#### [WHAT THIS TASK INVOLVES]
Retype, with no alterations, every line between the one containing "Emit a component" and the one containing "import styled from 'styled-components';", counting both of those lines too. Pictures are to be left out.

#### [RECORD LIST]
_ _ _ _

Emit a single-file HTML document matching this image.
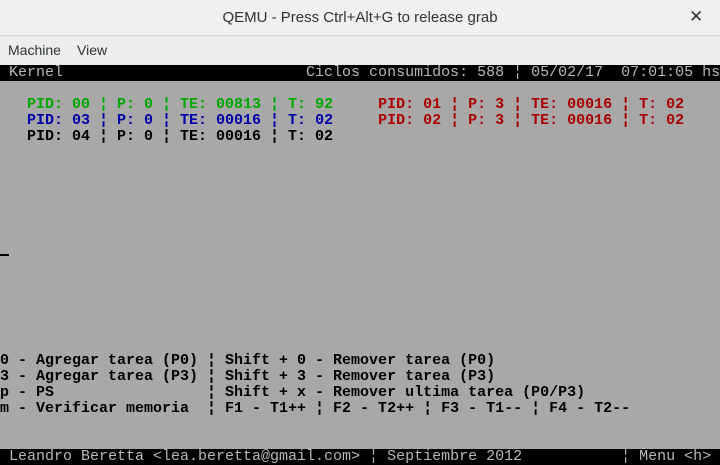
<!DOCTYPE html>
<html><head><meta charset="utf-8"><style>
html,body{margin:0;padding:0;width:720px;height:465px;overflow:hidden;background:#fff;}
#title{position:absolute;left:0;top:0;width:720px;height:35px;background:#f0f0f0;border-bottom:1px solid #d0d0d0;font-family:"Liberation Sans","DejaVu Sans",sans-serif;font-size:15px;color:#2e3436;}
#title .t{position:absolute;left:0;right:0;top:9px;text-align:center;}
#title .x{position:absolute;left:689px;top:7px;font-size:17px;font-weight:bold;color:#2e3436;}
#menu{position:absolute;left:0;top:36px;width:720px;height:29px;background:#ededed;font-family:"Liberation Sans","DejaVu Sans",sans-serif;font-size:14px;color:#2e3436;}
#menu span{position:absolute;top:6px;}
#screen{position:absolute;left:0;top:65px;width:720px;height:400px;background:#a8a8a8;}
pre{margin:0;font-family:"Liberation Mono","DejaVu Sans Mono",monospace;font-size:15px;line-height:16px;font-weight:bold;white-space:pre;}
.row{position:absolute;left:0;height:16px;width:720px;}
.blk{background:#000;color:#b8b8b8;font-weight:normal;}
.g{color:#00a800}.b{color:#0000a8}.r{color:#a80000}.k{color:#000}
#cur{position:absolute;left:0;top:254px;width:9px;height:2px;background:#000;}
</style></head><body>
<div id="title"><div class="t">QEMU - Press Ctrl+Alt+G to release grab</div><div class="x">✕</div></div>
<div id="menu"><span style="left:8px">Machine</span><span style="left:77px">View</span></div>
<div id="screen">
<pre class="row blk" style="top:0"> Kernel                           Ciclos consumidos: 588 ¦ 05/02/17  07:01:05 hs </pre>
<pre class="row" style="top:32px">   <span class="g">PID: 00 ¦ P: 0 ¦ TE: 00813 ¦ T: 92</span>     <span class="r">PID: 01 ¦ P: 3 ¦ TE: 00016 ¦ T: 02</span></pre>
<pre class="row" style="top:48px">   <span class="b">PID: 03 ¦ P: 0 ¦ TE: 00016 ¦ T: 02</span>     <span class="r">PID: 02 ¦ P: 3 ¦ TE: 00016 ¦ T: 02</span></pre>
<pre class="row k" style="top:64px">   PID: 04 ¦ P: 0 ¦ TE: 00016 ¦ T: 02</pre>
<div id="cur" style="top:189px"></div>
<pre class="row k" style="top:288px">0 - Agregar tarea (P0) ¦ Shift + 0 - Remover tarea (P0)</pre>
<pre class="row k" style="top:304px">3 - Agregar tarea (P3) ¦ Shift + 3 - Remover tarea (P3)</pre>
<pre class="row k" style="top:320px">p - PS                 ¦ Shift + x - Remover ultima tarea (P0/P3)</pre>
<pre class="row k" style="top:336px">m - Verificar memoria  ¦ F1 - T1++ ¦ F2 - T2++ ¦ F3 - T1-- ¦ F4 - T2--</pre>
<pre class="row blk" style="top:384px"> Leandro Beretta &lt;lea.beretta@gmail.com&gt; ¦ Septiembre 2012           ¦ Menu &lt;h&gt; </pre>
</div>
</body></html>
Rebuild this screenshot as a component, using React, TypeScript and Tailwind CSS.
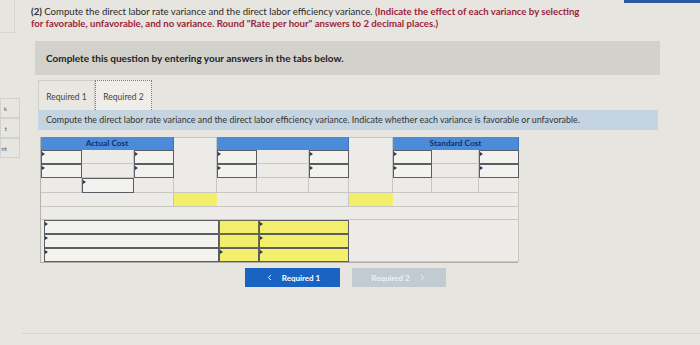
import React from 'react';
import { ChevronLeft, ChevronRight } from 'lucide-react';

const Plain: React.FC<{ className?: string; children?: React.ReactNode }> = ({ className = '', children }) => (
  <div className={`border-r border-b border-[#c9c7c2] bg-[#ecebe7] ${className}`}>{children}</div>
);

const Input: React.FC<{ className?: string; yellow?: boolean }> = ({ className = '', yellow }) => (
  <div className={`relative border border-[#5a5d62] ${yellow ? 'bg-[#f3ee6c]' : 'bg-[#f4f2ee]'} ${className}`}>
    <span className="absolute left-0 top-[1px] w-0 h-0 border-l-[3px] border-l-[#2b3a58] border-y-[2px] border-y-transparent" />
  </div>
);

const Header: React.FC<{ className?: string; label?: string }> = ({ className = '', label }) => (
  <div className={`bg-[#4c8bd9] border-r border-[#3f74b8] flex items-center justify-center text-[8.3px] font-bold text-[#13306a] ${className}`}>
    {label}
  </div>
);

const Table: React.FC = () => (
  <div className="ml-[18px] mt-[7px] w-[478px] border-l border-[#b5b3ae]">
    <div className="grid grid-cols-[41px_52px_40px_43px_40px_52px_40px_44px_39px_47px_40px] grid-rows-[13px_14px_14px_15px_14px_13px]">
      <Header className="col-start-1 col-span-3 row-start-1" label="Actual Cost" />
      <Plain className="col-start-4 row-start-1 row-span-4 border-t" />
      <Header className="col-start-5 col-span-3 row-start-1" />
      <Plain className="col-start-8 row-start-1 row-span-4 border-t" />
      <Header className="col-start-9 col-span-3 row-start-1" label="Standard Cost" />

      {[2, 3].map((r) => (
        <React.Fragment key={r}>
          <Input className={`col-start-1 ${r === 2 ? 'row-start-2' : 'row-start-3'}`} />
          <Plain className={`col-start-2 ${r === 2 ? 'row-start-2' : 'row-start-3'}`} />
          <Input className={`col-start-3 ${r === 2 ? 'row-start-2' : 'row-start-3'}`} />
          <Input className={`col-start-5 ${r === 2 ? 'row-start-2' : 'row-start-3'}`} />
          <Plain className={`col-start-6 ${r === 2 ? 'row-start-2' : 'row-start-3'}`} />
          <Input className={`col-start-7 ${r === 2 ? 'row-start-2' : 'row-start-3'}`} />
          <Input className={`col-start-9 ${r === 2 ? 'row-start-2' : 'row-start-3'}`} />
          <Plain className={`col-start-10 ${r === 2 ? 'row-start-2' : 'row-start-3'}`} />
          <Input className={`col-start-11 ${r === 2 ? 'row-start-2' : 'row-start-3'}`} />
        </React.Fragment>
      ))}

      <Plain className="col-start-1 row-start-4" />
      <Input className="col-start-2 row-start-4" />
      <Plain className="col-start-3 row-start-4" />
      <Plain className="col-start-5 row-start-4" />
      <Plain className="col-start-6 row-start-4" />
      <Plain className="col-start-7 row-start-4" />
      <Plain className="col-start-9 row-start-4" />
      <Plain className="col-start-10 row-start-4" />
      <Plain className="col-start-11 row-start-4" />

      <Plain className="col-start-1 col-span-3 row-start-5" />
      <div className="col-start-4 row-start-5 bg-[#f3ee6c] border-b border-[#c9c7c2]" />
      <Plain className="col-start-5 col-span-3 row-start-5" />
      <div className="col-start-8 row-start-5 bg-[#f3ee6c] border-b border-[#c9c7c2]" />
      <Plain className="col-start-9 col-span-3 row-start-5" />

      <Plain className="col-start-1 col-span-11 row-start-6" />
    </div>

    <div className="grid grid-cols-[3px_175px_40px_90px_170px] grid-rows-[14px_14px_14px] border-b border-[#aeaca7]">
      <div className="col-start-1 row-start-1 row-span-3 bg-[#ecebe7]" />
      <Input className="col-start-2 row-start-1" />
      <Input className="col-start-2 row-start-2" />
      <Input className="col-start-2 row-start-3" />
      <div className="col-start-3 row-start-1 bg-[#f3ee6c] border border-[#6a6a4c]" />
      <div className="col-start-3 row-start-2 bg-[#f3ee6c] border border-[#6a6a4c]" />
      <Input yellow className="col-start-3 row-start-3" />
      <Input yellow className="col-start-4 row-start-1" />
      <Input yellow className="col-start-4 row-start-2" />
      <Input yellow className="col-start-4 row-start-3" />
      <Plain className="col-start-5 row-start-1 row-span-3" />
    </div>
  </div>
);

export default function App() {
  return (
    <div className="w-[700px] h-[345px] overflow-hidden flex bg-[#e7e5e0] text-[#2a2a2a] font-['Lato','Liberation_Sans',sans-serif]">
      <div className="w-[22px] flex flex-col">
        <div className="w-[15px] h-[33px] border-r border-b border-[#d8d6d1]" />
        <div className="mt-[65px] flex flex-col">
          {['k', 't', 'nt'].map((t) => (
            <div key={t} className="w-[20px] h-[20px] border border-[#d3d1cc] flex items-center justify-end pr-[12px] text-[6px] text-[#555]">
              {t}
            </div>
          ))}
        </div>
      </div>

      <div className="flex-1 flex flex-col">
        <div className="h-[3px] flex justify-end">
          <div className="w-[76px] bg-[#2d5a9e]" />
        </div>

        <div className="pl-[9px] pt-[3px] text-[9.6px] leading-[12px] whitespace-nowrap">
          <span className="font-bold">(2)</span> Compute the direct labor rate variance and the direct labor efficiency variance.{' '}
          <span className="font-bold text-[#9c1f3a]">(Indicate the effect of each variance by selecting</span>
          <br />
          <span className="font-bold text-[#9c1f3a]">
            for favorable, unfavorable, and no variance. Round "Rate per hour" answers to 2 decimal places.)
          </span>
        </div>

        <div className="mt-[11px] ml-[13px] w-[625px] h-[34px] bg-[#d3d1cc] px-[11px] flex items-center text-[10px] font-bold text-[#222]">
          Complete this question by entering your answers in the tabs below.
        </div>

        <div className="mt-[5px] ml-[16px] flex">
          <div className="w-[57px] h-[30px] pt-[4px] border border-[#cfcdc8] border-b-0 bg-[#e9e7e2] flex items-center justify-center text-[8.5px] text-[#444]">
            Required 1
          </div>
          <div className="w-[57px] h-[30px] pt-[4px] border border-dotted border-[#7c7c7c] border-b-0 bg-[#efede8] flex items-center justify-center text-[8.5px] text-[#444]">
            Required 2
          </div>
        </div>

        <div className="ml-[16px] w-[620px] h-[20px] bg-[#c4d4e1] pl-[8px] flex items-center text-[8.9px] text-[#333] whitespace-nowrap">
          Compute the direct labor rate variance and the direct labor efficiency variance. Indicate whether each variance is favorable or unfavorable.
        </div>

        <Table />

        <div className="mt-[5px] ml-[223px] flex gap-[12px]">
          <button className="w-[95px] h-[19px] bg-[#1b63c2] text-white text-[8px] font-bold flex items-center justify-center gap-[8px]">
            <ChevronLeft className="w-[9px] h-[9px]" strokeWidth={2.5} />
            Required 1
          </button>
          <button className="w-[94px] h-[19px] bg-[#c3cbd2] text-[#eef1f4] text-[8px] font-bold flex items-center justify-center gap-[8px]">
            Required 2
            <ChevronRight className="w-[9px] h-[9px]" strokeWidth={2.5} />
          </button>
        </div>

        <div className="mt-auto mb-[11px] border-b border-[#d6d4cf]" />
      </div>
    </div>
  );
}
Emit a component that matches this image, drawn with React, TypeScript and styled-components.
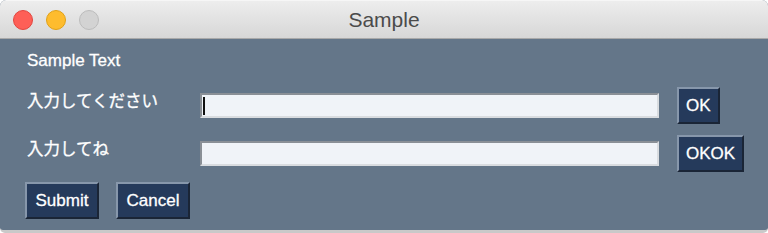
import { createGlobalStyle } from 'styled-components';
import styled from 'styled-components';

const GlobalStyle = createGlobalStyle`
    html, body {
        margin: 0;
        padding: 0;
        background: #ffffff;
    }
    body {
        font-family: 'Liberation Sans', 'Noto Sans CJK JP', sans-serif;
    }
`;

const Window = styled.div`
    width: 768px;
    height: 233px;
    display: flex;
    flex-direction: column;
    border-radius: 6px 6px 5px 5px;
    overflow: hidden;
    background: #647689;
    border-bottom: 3px solid #c9c9c9;
    box-sizing: border-box;
`;

const TitleBar = styled.div`
    height: 39px;
    flex: none;
    display: flex;
    align-items: center;
    position: relative;
    box-sizing: border-box;
    background: linear-gradient(#ededed, #d7d7d7);
    border-top: 1px solid #f6f6f6;
    border-bottom: 1px solid #a9a9a9;
`;

const Lights = styled.div`
    display: flex;
    gap: 13px;
    padding-left: 13px;
`;

const Light = styled.span<{ $fill: string; $edge: string }>`
    width: 20px;
    height: 20px;
    border-radius: 50%;
    box-sizing: border-box;
    background: ${p => p.$fill};
    border: 1px solid ${p => p.$edge};
`;

const Title = styled.div`
    position: absolute;
    left: 0;
    right: 0;
    top: 7px;
    text-align: center;
    font-size: 21px;
    line-height: 24px;
    color: #4b4b4b;
    pointer-events: none;
`;

const Body = styled.div`
    flex: 1;
    display: flex;
    flex-direction: column;
    padding: 12px 0 0 25px;
    color: #ffffff;
    -webkit-text-stroke: 0.3px #ffffff;
`;

const Heading = styled.div`
    font-size: 17px;
    line-height: 20px;
    padding-left: 2px;
    margin-bottom: 16px;
`;

const Row = styled.div<{ $after: number }>`
    display: flex;
    align-items: center;
    margin-bottom: ${p => p.$after}px;
`;

const Label = styled.div`
    align-self: flex-start;
    width: 173px;
    padding-left: 2px;
    font-size: 16.5px;
    line-height: 28px;
    flex: none;
`;

const Field = styled.div<{ $caret?: boolean }>`
    width: 459px;
    height: 25px;
    box-sizing: border-box;
    background: #f0f3f8;
    border: 2px solid;
    border-color: #8a8f96 #d9dce0 #d9dce0 #8a8f96;
    margin-right: 18px;
    position: relative;
    -webkit-text-stroke: 0;

    &::before {
        content: '';
        display: ${p => (p.$caret ? 'block' : 'none')};
        position: absolute;
        left: 1px;
        top: 2px;
        width: 2px;
        height: 18px;
        background: #111;
    }
`;

const Button = styled.button<{ $width?: number }>`
    height: 37px;
    ${p => (p.$width ? `width: ${p.$width}px;` : '')}
    padding: 0 7px;
    box-sizing: border-box;
    background: #253a5b;
    color: #ffffff;
    -webkit-text-stroke: 0.3px #ffffff;
    font-family: 'Liberation Sans', sans-serif;
    font-size: 17px;
    border: 2px solid;
    border-color: #8797ab #1a2536 #1a2536 #8797ab;
    cursor: pointer;
`;

const Actions = styled.div`
    display: flex;
    gap: 17px;
`;

export default function App() {
    return (
        <>
            <GlobalStyle />
            <Window>
                <TitleBar>
                    <Lights>
                        <Light $fill="#fe5f57" $edge="#e2463f" />
                        <Light $fill="#febc2e" $edge="#e1a116" />
                        <Light $fill="#d3d3d3" $edge="#bcbcbc" />
                    </Lights>
                    <Title>Sample</Title>
                </TitleBar>
                <Body>
                    <Heading>Sample Text</Heading>
                    <Row $after={11}>
                        <Label>入力してください</Label>
                        <Field $caret />
                        <Button>OK</Button>
                    </Row>
                    <Row $after={10}>
                        <Label>入力してね</Label>
                        <Field />
                        <Button>OKOK</Button>
                    </Row>
                    <Actions>
                        <Button $width={74}>Submit</Button>
                        <Button $width={74}>Cancel</Button>
                    </Actions>
                </Body>
            </Window>
        </>
    );
}
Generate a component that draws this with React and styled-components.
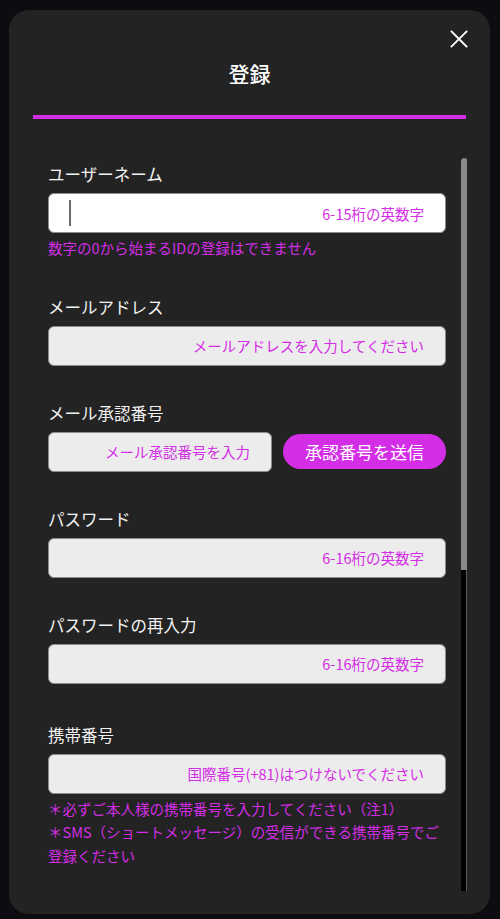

_ _ _ _

#### [OUTPUT]
Emit a component that matches this image, drawn with React, TypeScript and styled-components.
import { createGlobalStyle } from 'styled-components';
import styled from 'styled-components';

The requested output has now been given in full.